• [DATA SECTION]
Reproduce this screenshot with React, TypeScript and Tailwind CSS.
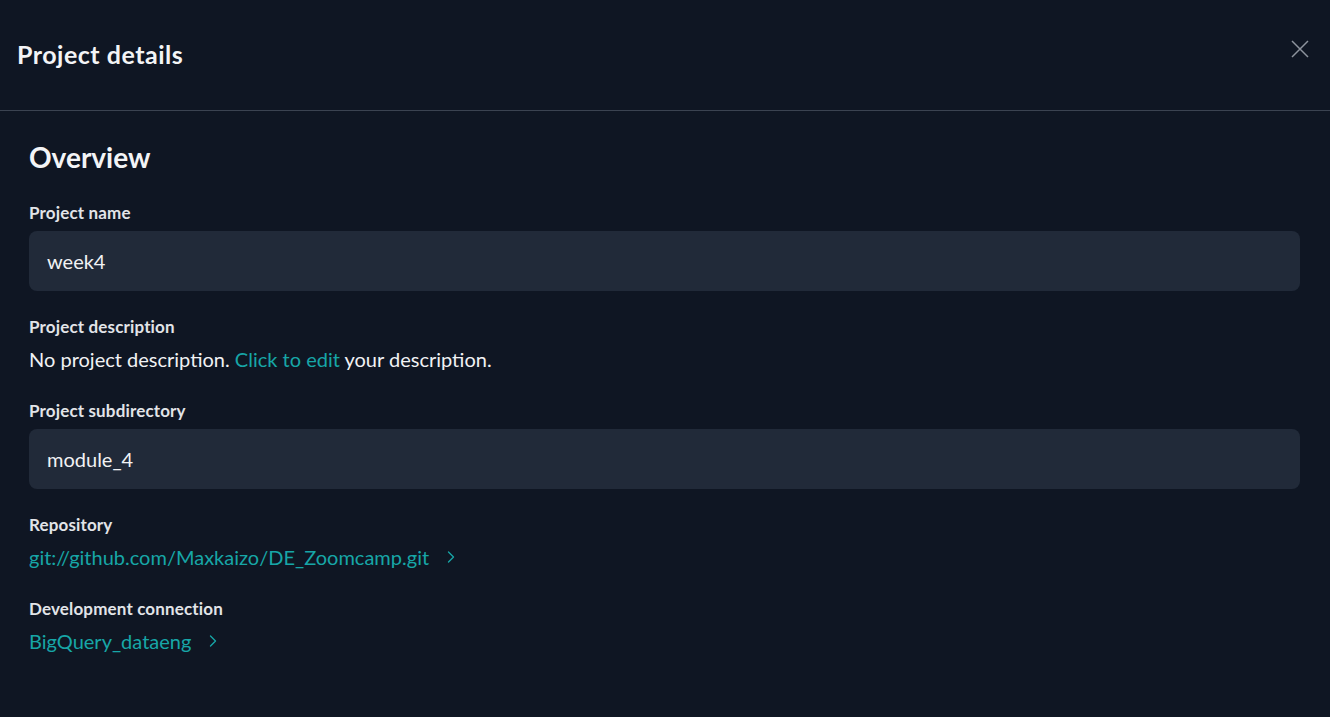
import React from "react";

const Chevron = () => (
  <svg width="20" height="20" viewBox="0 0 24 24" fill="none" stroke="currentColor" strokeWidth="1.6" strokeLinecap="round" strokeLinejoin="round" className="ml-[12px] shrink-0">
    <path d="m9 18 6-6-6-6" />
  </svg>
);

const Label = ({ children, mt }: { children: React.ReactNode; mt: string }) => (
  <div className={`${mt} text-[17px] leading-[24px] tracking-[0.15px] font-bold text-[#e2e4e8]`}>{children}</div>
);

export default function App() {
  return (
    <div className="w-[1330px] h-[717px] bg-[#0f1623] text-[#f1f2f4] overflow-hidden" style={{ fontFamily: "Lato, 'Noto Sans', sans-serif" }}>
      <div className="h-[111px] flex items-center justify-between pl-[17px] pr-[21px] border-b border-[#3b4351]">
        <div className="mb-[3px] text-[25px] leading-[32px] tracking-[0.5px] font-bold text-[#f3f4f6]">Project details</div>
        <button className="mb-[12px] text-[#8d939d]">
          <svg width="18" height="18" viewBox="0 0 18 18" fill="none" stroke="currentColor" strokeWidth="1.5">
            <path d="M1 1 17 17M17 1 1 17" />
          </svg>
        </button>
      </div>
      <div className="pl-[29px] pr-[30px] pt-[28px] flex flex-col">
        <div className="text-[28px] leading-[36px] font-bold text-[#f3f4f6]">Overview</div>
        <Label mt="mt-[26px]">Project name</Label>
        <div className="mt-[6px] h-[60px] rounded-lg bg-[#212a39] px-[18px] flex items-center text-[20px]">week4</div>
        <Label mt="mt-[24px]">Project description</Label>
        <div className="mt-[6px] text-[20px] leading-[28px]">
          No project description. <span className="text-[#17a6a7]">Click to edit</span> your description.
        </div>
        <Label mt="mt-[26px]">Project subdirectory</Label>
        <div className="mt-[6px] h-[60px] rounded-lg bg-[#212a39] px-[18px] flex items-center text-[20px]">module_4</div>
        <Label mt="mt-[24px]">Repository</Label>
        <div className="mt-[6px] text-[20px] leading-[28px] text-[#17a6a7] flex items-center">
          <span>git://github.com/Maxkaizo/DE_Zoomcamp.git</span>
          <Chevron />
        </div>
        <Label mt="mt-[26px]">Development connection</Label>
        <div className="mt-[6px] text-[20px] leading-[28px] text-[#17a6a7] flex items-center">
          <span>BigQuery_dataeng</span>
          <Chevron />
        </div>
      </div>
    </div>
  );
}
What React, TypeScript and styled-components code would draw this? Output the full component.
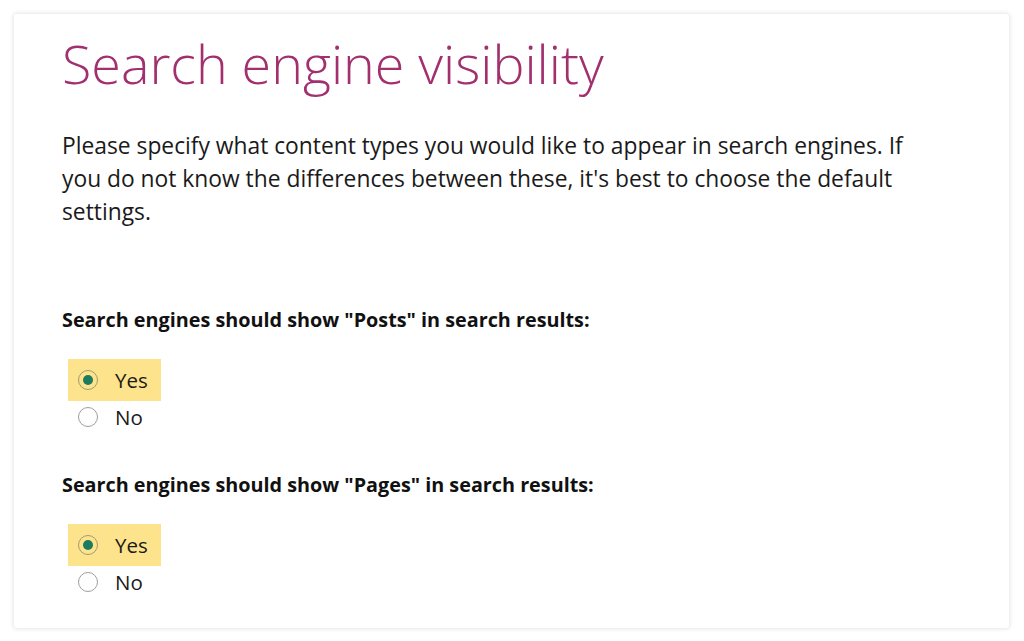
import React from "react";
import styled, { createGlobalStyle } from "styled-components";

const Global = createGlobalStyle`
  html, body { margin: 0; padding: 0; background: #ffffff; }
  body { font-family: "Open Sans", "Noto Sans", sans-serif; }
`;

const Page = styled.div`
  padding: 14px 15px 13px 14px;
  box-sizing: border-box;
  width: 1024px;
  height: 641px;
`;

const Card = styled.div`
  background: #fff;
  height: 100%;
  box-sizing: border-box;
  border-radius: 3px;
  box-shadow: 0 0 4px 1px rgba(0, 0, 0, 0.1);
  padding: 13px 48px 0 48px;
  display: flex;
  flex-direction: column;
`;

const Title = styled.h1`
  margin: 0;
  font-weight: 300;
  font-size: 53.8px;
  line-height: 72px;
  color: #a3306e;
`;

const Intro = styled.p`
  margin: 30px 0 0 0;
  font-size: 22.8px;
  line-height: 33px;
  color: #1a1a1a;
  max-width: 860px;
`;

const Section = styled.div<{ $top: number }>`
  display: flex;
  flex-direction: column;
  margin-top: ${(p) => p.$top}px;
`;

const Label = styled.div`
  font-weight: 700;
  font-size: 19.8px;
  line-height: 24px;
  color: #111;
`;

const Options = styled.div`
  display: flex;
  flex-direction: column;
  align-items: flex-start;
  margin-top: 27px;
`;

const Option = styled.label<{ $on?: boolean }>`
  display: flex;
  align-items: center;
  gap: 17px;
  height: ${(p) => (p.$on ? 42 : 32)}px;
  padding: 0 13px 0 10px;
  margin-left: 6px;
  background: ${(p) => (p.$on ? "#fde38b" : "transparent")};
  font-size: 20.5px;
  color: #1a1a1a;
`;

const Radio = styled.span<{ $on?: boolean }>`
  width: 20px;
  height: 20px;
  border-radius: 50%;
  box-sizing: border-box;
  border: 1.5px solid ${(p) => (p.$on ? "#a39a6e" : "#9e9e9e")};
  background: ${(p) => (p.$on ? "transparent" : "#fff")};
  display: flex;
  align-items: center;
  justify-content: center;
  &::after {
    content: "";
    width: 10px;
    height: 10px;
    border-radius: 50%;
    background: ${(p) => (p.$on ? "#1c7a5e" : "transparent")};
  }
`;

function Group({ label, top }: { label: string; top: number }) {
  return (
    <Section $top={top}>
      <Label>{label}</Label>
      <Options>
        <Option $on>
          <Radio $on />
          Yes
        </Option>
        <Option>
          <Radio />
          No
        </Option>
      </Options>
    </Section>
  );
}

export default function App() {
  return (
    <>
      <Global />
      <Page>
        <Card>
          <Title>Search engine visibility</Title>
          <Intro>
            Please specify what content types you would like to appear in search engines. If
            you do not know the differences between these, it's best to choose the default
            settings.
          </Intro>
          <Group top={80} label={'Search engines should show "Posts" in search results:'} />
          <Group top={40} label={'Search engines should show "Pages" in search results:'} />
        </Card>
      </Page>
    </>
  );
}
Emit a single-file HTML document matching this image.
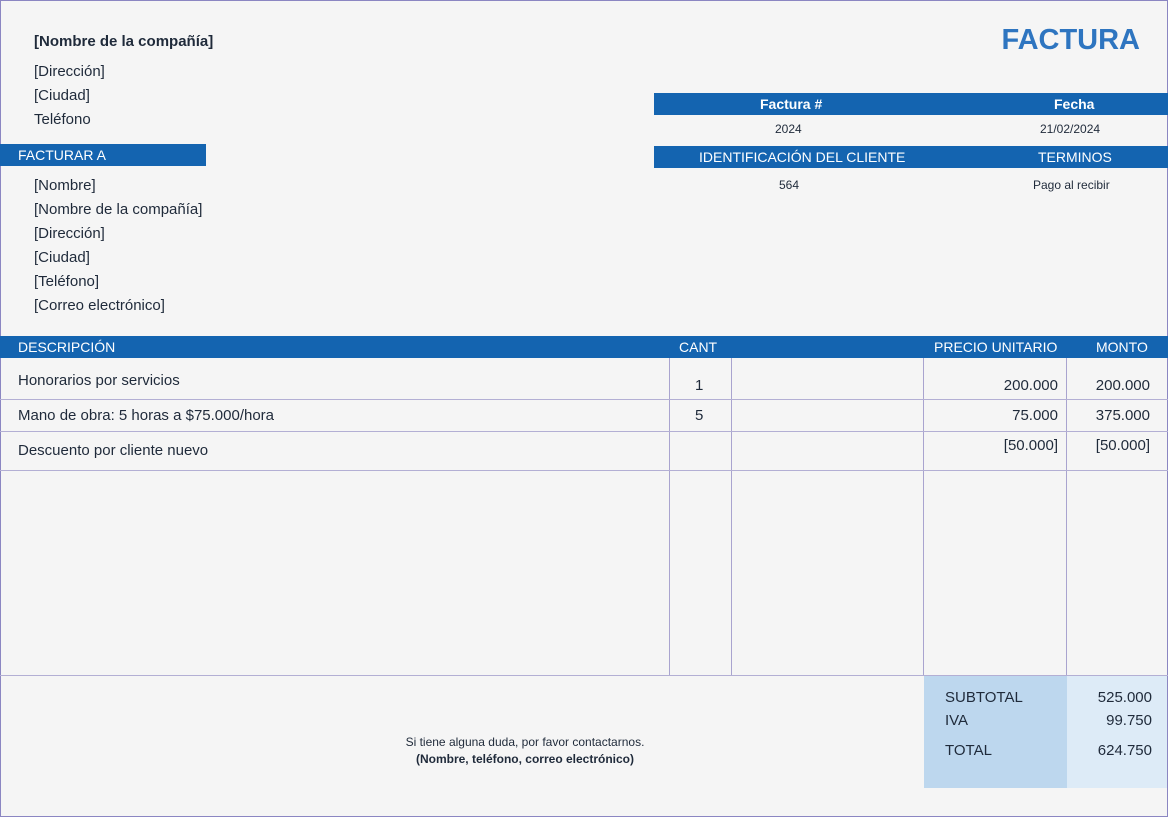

• [WHAT IS REQUIRED] Set down the lines of the records above exactly, apart from the pictures.

• [SOLUTION]
Reproduce this screenshot with React, TypeScript and Tailwind CSS.
import React from "react";

const Chevron = () => (
  <svg width="20" height="20" viewBox="0 0 24 24" fill="none" stroke="currentColor" strokeWidth="1.6" strokeLinecap="round" strokeLinejoin="round" className="ml-[12px] shrink-0">
    <path d="m9 18 6-6-6-6" />
  </svg>
);

const Label = ({ children, mt }: { children: React.ReactNode; mt: string }) => (
  <div className={`${mt} text-[17px] leading-[24px] tracking-[0.15px] font-bold text-[#e2e4e8]`}>{children}</div>
);

export default function App() {
  return (
    <div className="w-[1330px] h-[717px] bg-[#0f1623] text-[#f1f2f4] overflow-hidden" style={{ fontFamily: "Lato, 'Noto Sans', sans-serif" }}>
      <div className="h-[111px] flex items-center justify-between pl-[17px] pr-[21px] border-b border-[#3b4351]">
        <div className="mb-[3px] text-[25px] leading-[32px] tracking-[0.5px] font-bold text-[#f3f4f6]">Project details</div>
        <button className="mb-[12px] text-[#8d939d]">
          <svg width="18" height="18" viewBox="0 0 18 18" fill="none" stroke="currentColor" strokeWidth="1.5">
            <path d="M1 1 17 17M17 1 1 17" />
          </svg>
        </button>
      </div>
      <div className="pl-[29px] pr-[30px] pt-[28px] flex flex-col">
        <div className="text-[28px] leading-[36px] font-bold text-[#f3f4f6]">Overview</div>
        <Label mt="mt-[26px]">Project name</Label>
        <div className="mt-[6px] h-[60px] rounded-lg bg-[#212a39] px-[18px] flex items-center text-[20px]">week4</div>
        <Label mt="mt-[24px]">Project description</Label>
        <div className="mt-[6px] text-[20px] leading-[28px]">
          No project description. <span className="text-[#17a6a7]">Click to edit</span> your description.
        </div>
        <Label mt="mt-[26px]">Project subdirectory</Label>
        <div className="mt-[6px] h-[60px] rounded-lg bg-[#212a39] px-[18px] flex items-center text-[20px]">module_4</div>
        <Label mt="mt-[24px]">Repository</Label>
        <div className="mt-[6px] text-[20px] leading-[28px] text-[#17a6a7] flex items-center">
          <span>git://github.com/Maxkaizo/DE_Zoomcamp.git</span>
          <Chevron />
        </div>
        <Label mt="mt-[26px]">Development connection</Label>
        <div className="mt-[6px] text-[20px] leading-[28px] text-[#17a6a7] flex items-center">
          <span>BigQuery_dataeng</span>
          <Chevron />
        </div>
      </div>
    </div>
  );
}
What React, TypeScript and styled-components code would draw this? Output the full component.
import React from "react";
import styled, { createGlobalStyle } from "styled-components";

const Global = createGlobalStyle`
  html, body { margin: 0; padding: 0; background: #ffffff; }
  body { font-family: "Open Sans", "Noto Sans", sans-serif; }
`;

const Page = styled.div`
  padding: 14px 15px 13px 14px;
  box-sizing: border-box;
  width: 1024px;
  height: 641px;
`;

const Card = styled.div`
  background: #fff;
  height: 100%;
  box-sizing: border-box;
  border-radius: 3px;
  box-shadow: 0 0 4px 1px rgba(0, 0, 0, 0.1);
  padding: 13px 48px 0 48px;
  display: flex;
  flex-direction: column;
`;

const Title = styled.h1`
  margin: 0;
  font-weight: 300;
  font-size: 53.8px;
  line-height: 72px;
  color: #a3306e;
`;

const Intro = styled.p`
  margin: 30px 0 0 0;
  font-size: 22.8px;
  line-height: 33px;
  color: #1a1a1a;
  max-width: 860px;
`;

const Section = styled.div<{ $top: number }>`
  display: flex;
  flex-direction: column;
  margin-top: ${(p) => p.$top}px;
`;

const Label = styled.div`
  font-weight: 700;
  font-size: 19.8px;
  line-height: 24px;
  color: #111;
`;

const Options = styled.div`
  display: flex;
  flex-direction: column;
  align-items: flex-start;
  margin-top: 27px;
`;

const Option = styled.label<{ $on?: boolean }>`
  display: flex;
  align-items: center;
  gap: 17px;
  height: ${(p) => (p.$on ? 42 : 32)}px;
  padding: 0 13px 0 10px;
  margin-left: 6px;
  background: ${(p) => (p.$on ? "#fde38b" : "transparent")};
  font-size: 20.5px;
  color: #1a1a1a;
`;

const Radio = styled.span<{ $on?: boolean }>`
  width: 20px;
  height: 20px;
  border-radius: 50%;
  box-sizing: border-box;
  border: 1.5px solid ${(p) => (p.$on ? "#a39a6e" : "#9e9e9e")};
  background: ${(p) => (p.$on ? "transparent" : "#fff")};
  display: flex;
  align-items: center;
  justify-content: center;
  &::after {
    content: "";
    width: 10px;
    height: 10px;
    border-radius: 50%;
    background: ${(p) => (p.$on ? "#1c7a5e" : "transparent")};
  }
`;

function Group({ label, top }: { label: string; top: number }) {
  return (
    <Section $top={top}>
      <Label>{label}</Label>
      <Options>
        <Option $on>
          <Radio $on />
          Yes
        </Option>
        <Option>
          <Radio />
          No
        </Option>
      </Options>
    </Section>
  );
}

export default function App() {
  return (
    <>
      <Global />
      <Page>
        <Card>
          <Title>Search engine visibility</Title>
          <Intro>
            Please specify what content types you would like to appear in search engines. If
            you do not know the differences between these, it's best to choose the default
            settings.
          </Intro>
          <Group top={80} label={'Search engines should show "Posts" in search results:'} />
          <Group top={40} label={'Search engines should show "Pages" in search results:'} />
        </Card>
      </Page>
    </>
  );
}
Emit a single-file HTML document matching this image.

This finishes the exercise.